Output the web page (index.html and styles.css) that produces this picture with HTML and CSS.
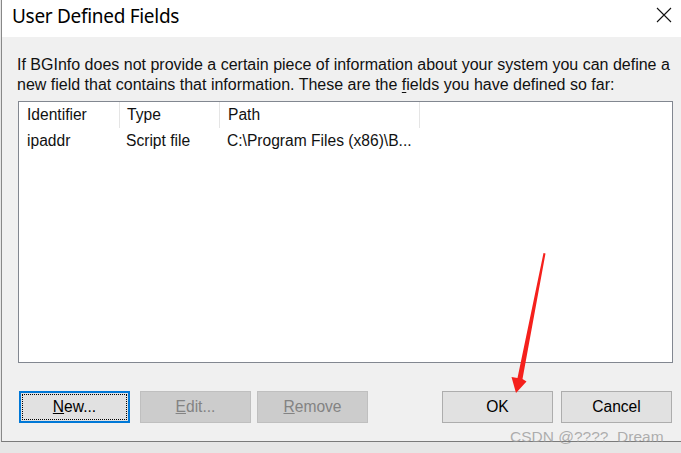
FILE: index.html
```html
<!DOCTYPE html>
<html>
<head>
<meta charset="utf-8">
<link rel="stylesheet" href="styles.css">
</head>
<body>
<div class="window">
  <div class="titlebar">
    <span class="title">User Defined Fields</span>
    <svg class="close" width="16" height="16" viewBox="0 0 16 16"><path d="M1 1 L15 15 M15 1 L1 15" stroke="#111" stroke-width="1.1" fill="none"/></svg>
  </div>
  <div class="body">
    <p class="intro">If BGInfo does not provide a certain piece of information about your system you can define a new field that contains that information. These are the <u>f</u>ields you have defined so far:</p>
    <div class="listbox">
      <div class="row header">
        <div class="cell c1">Identifier</div>
        <div class="cell c2">Type</div>
        <div class="cell c3">Path</div>
      </div>
      <div class="row">
        <div class="cell c1">ipaddr</div>
        <div class="cell c2">Script file</div>
        <div class="cell c3">C:\Program Files (x86)\B...</div>
      </div>
    </div>
    <div class="buttons">
      <div class="group left">
        <button class="btn focus"><span class="focusrect"><u>N</u>ew...</span></button>
        <button class="btn disabled"><u>E</u>dit...</button>
        <button class="btn disabled r"><u>R</u>emove</button>
      </div>
      <div class="group right">
        <button class="btn">OK</button>
        <button class="btn">Cancel</button>
      </div>
    </div>
  </div>
</div>
<div class="watermark">CSDN @????&nbsp; Dream</div>
<svg class="arrow" width="681" height="453" viewBox="0 0 681 453"><polygon points="543.5,253 545.5,253.5 522.5,379 526.5,381.5 516,393 511.5,377 517.5,378" fill="#f5201c"/></svg>
</body>
</html>
```
FILE: styles.css
```css
* { box-sizing: border-box; }
html, body { margin: 0; padding: 0; }
body {
  width: 681px;
  height: 453px;
  overflow: hidden;
  background: #e6e6e6;
  position: relative;
  font-family: "Liberation Sans", Arial, sans-serif;
  color: #000;
}
.window {
  margin-left: 1px;
  width: 680px;
  height: 442px;
  border-left: 1px solid #888;
  border-bottom: 1px solid #7a7a7a;
  background: #f0f0f0;
  display: flex;
  flex-direction: column;
}
.titlebar {
  height: 37px;
  background: #fff;
  display: flex;
  align-items: center;
  justify-content: space-between;
  padding-left: 10px;
  padding-right: 9px;
}
.title {
  font-family: "Noto Sans", "Open Sans", sans-serif;
  font-size: 19px;
  letter-spacing: -0.3px;
  margin-top: -6px;
}
.close { margin-top: -7px; }
.body {
  flex: 1;
  padding: 18px 0 0 15px;
  display: flex;
  flex-direction: column;
}
.intro {
  margin: 0;
  font-size: 16px;
  line-height: 20px;
  width: 662px;
  color: #111;
}
.intro u { text-decoration-thickness: 1px; text-underline-offset: 2px; }
.listbox {
  margin-top: 6px;
  margin-left: 1px;
  width: 655px;
  height: 262px;
  background: #fff;
  border: 1px solid #828790;
  font-size: 15.6px;
  color: #111;
}
.row { display: flex; height: 25px; align-items: center; }
.row.header { height: 26px; }
.cell { padding-left: 8px; white-space: nowrap; height: 100%; display: flex; align-items: center; }
.c1 { width: 100px; }
.c2 { width: 100px; padding-left: 7px; }
.c3 { width: 200px; }
.header .cell { border-right: 1px solid #e5e5e5; }
.header .c1 { width: 101px; }
.header .c2 { width: 100px; }
.header .c3 { width: 200px; }
.buttons {
  margin-top: 28px;
  display: flex;
  justify-content: space-between;
  width: 653px;
  margin-left: 2px;
}
.group { display: flex; }
.left { gap: 10px; }
.left .r { margin-left: -4px; }
.right { gap: 8px; }
.btn {
  width: 111px;
  height: 32px;
  padding: 0;
  background: #e1e1e1;
  border: 1px solid #adadad;
  font-family: "Liberation Sans", Arial, sans-serif;
  font-size: 15.6px;
  color: #000;
  display: flex;
  align-items: center;
  justify-content: center;
}
.btn.focus {
  border: 2px solid #0078d7;
  padding: 1px;
}
.focusrect {
  width: 100%;
  height: 100%;
  border: 1px dotted #000;
  display: flex;
  align-items: center;
  justify-content: center;
}
.btn.disabled {
  background: #cccccc;
  border-color: #bfbfbf;
  color: #838383;
}
.watermark {
  position: absolute;
  left: 510px;
  top: 428px;
  font-family: "Liberation Sans", Arial, sans-serif;
  font-size: 15.5px;
  color: rgba(150,150,150,0.75);
}
.arrow { position: absolute; left: 0; top: 0; }
```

====

### The problem
Without including any pictures, print all of the material exactly as given.

### Answer in full
Output the web page (index.html and styles.css) that produces this picture with HTML and CSS.
FILE: index.html
```html
<!DOCTYPE html>
<html>
<head>
<meta charset="utf-8">
<link rel="stylesheet" href="styles.css">
</head>
<body>
<div class="window">
  <div class="titlebar">
    <span class="title">User Defined Fields</span>
    <svg class="close" width="16" height="16" viewBox="0 0 16 16"><path d="M1 1 L15 15 M15 1 L1 15" stroke="#111" stroke-width="1.1" fill="none"/></svg>
  </div>
  <div class="body">
    <p class="intro">If BGInfo does not provide a certain piece of information about your system you can define a new field that contains that information. These are the <u>f</u>ields you have defined so far:</p>
    <div class="listbox">
      <div class="row header">
        <div class="cell c1">Identifier</div>
        <div class="cell c2">Type</div>
        <div class="cell c3">Path</div>
      </div>
      <div class="row">
        <div class="cell c1">ipaddr</div>
        <div class="cell c2">Script file</div>
        <div class="cell c3">C:\Program Files (x86)\B...</div>
      </div>
    </div>
    <div class="buttons">
      <div class="group left">
        <button class="btn focus"><span class="focusrect"><u>N</u>ew...</span></button>
        <button class="btn disabled"><u>E</u>dit...</button>
        <button class="btn disabled r"><u>R</u>emove</button>
      </div>
      <div class="group right">
        <button class="btn">OK</button>
        <button class="btn">Cancel</button>
      </div>
    </div>
  </div>
</div>
<div class="watermark">CSDN @????&nbsp; Dream</div>
<svg class="arrow" width="681" height="453" viewBox="0 0 681 453"><polygon points="543.5,253 545.5,253.5 522.5,379 526.5,381.5 516,393 511.5,377 517.5,378" fill="#f5201c"/></svg>
</body>
</html>
```
FILE: styles.css
```css
* { box-sizing: border-box; }
html, body { margin: 0; padding: 0; }
body {
  width: 681px;
  height: 453px;
  overflow: hidden;
  background: #e6e6e6;
  position: relative;
  font-family: "Liberation Sans", Arial, sans-serif;
  color: #000;
}
.window {
  margin-left: 1px;
  width: 680px;
  height: 442px;
  border-left: 1px solid #888;
  border-bottom: 1px solid #7a7a7a;
  background: #f0f0f0;
  display: flex;
  flex-direction: column;
}
.titlebar {
  height: 37px;
  background: #fff;
  display: flex;
  align-items: center;
  justify-content: space-between;
  padding-left: 10px;
  padding-right: 9px;
}
.title {
  font-family: "Noto Sans", "Open Sans", sans-serif;
  font-size: 19px;
  letter-spacing: -0.3px;
  margin-top: -6px;
}
.close { margin-top: -7px; }
.body {
  flex: 1;
  padding: 18px 0 0 15px;
  display: flex;
  flex-direction: column;
}
.intro {
  margin: 0;
  font-size: 16px;
  line-height: 20px;
  width: 662px;
  color: #111;
}
.intro u { text-decoration-thickness: 1px; text-underline-offset: 2px; }
.listbox {
  margin-top: 6px;
  margin-left: 1px;
  width: 655px;
  height: 262px;
  background: #fff;
  border: 1px solid #828790;
  font-size: 15.6px;
  color: #111;
}
.row { display: flex; height: 25px; align-items: center; }
.row.header { height: 26px; }
.cell { padding-left: 8px; white-space: nowrap; height: 100%; display: flex; align-items: center; }
.c1 { width: 100px; }
.c2 { width: 100px; padding-left: 7px; }
.c3 { width: 200px; }
.header .cell { border-right: 1px solid #e5e5e5; }
.header .c1 { width: 101px; }
.header .c2 { width: 100px; }
.header .c3 { width: 200px; }
.buttons {
  margin-top: 28px;
  display: flex;
  justify-content: space-between;
  width: 653px;
  margin-left: 2px;
}
.group { display: flex; }
.left { gap: 10px; }
.left .r { margin-left: -4px; }
.right { gap: 8px; }
.btn {
  width: 111px;
  height: 32px;
  padding: 0;
  background: #e1e1e1;
  border: 1px solid #adadad;
  font-family: "Liberation Sans", Arial, sans-serif;
  font-size: 15.6px;
  color: #000;
  display: flex;
  align-items: center;
  justify-content: center;
}
.btn.focus {
  border: 2px solid #0078d7;
  padding: 1px;
}
.focusrect {
  width: 100%;
  height: 100%;
  border: 1px dotted #000;
  display: flex;
  align-items: center;
  justify-content: center;
}
.btn.disabled {
  background: #cccccc;
  border-color: #bfbfbf;
  color: #838383;
}
.watermark {
  position: absolute;
  left: 510px;
  top: 428px;
  font-family: "Liberation Sans", Arial, sans-serif;
  font-size: 15.5px;
  color: rgba(150,150,150,0.75);
}
.arrow { position: absolute; left: 0; top: 0; }
```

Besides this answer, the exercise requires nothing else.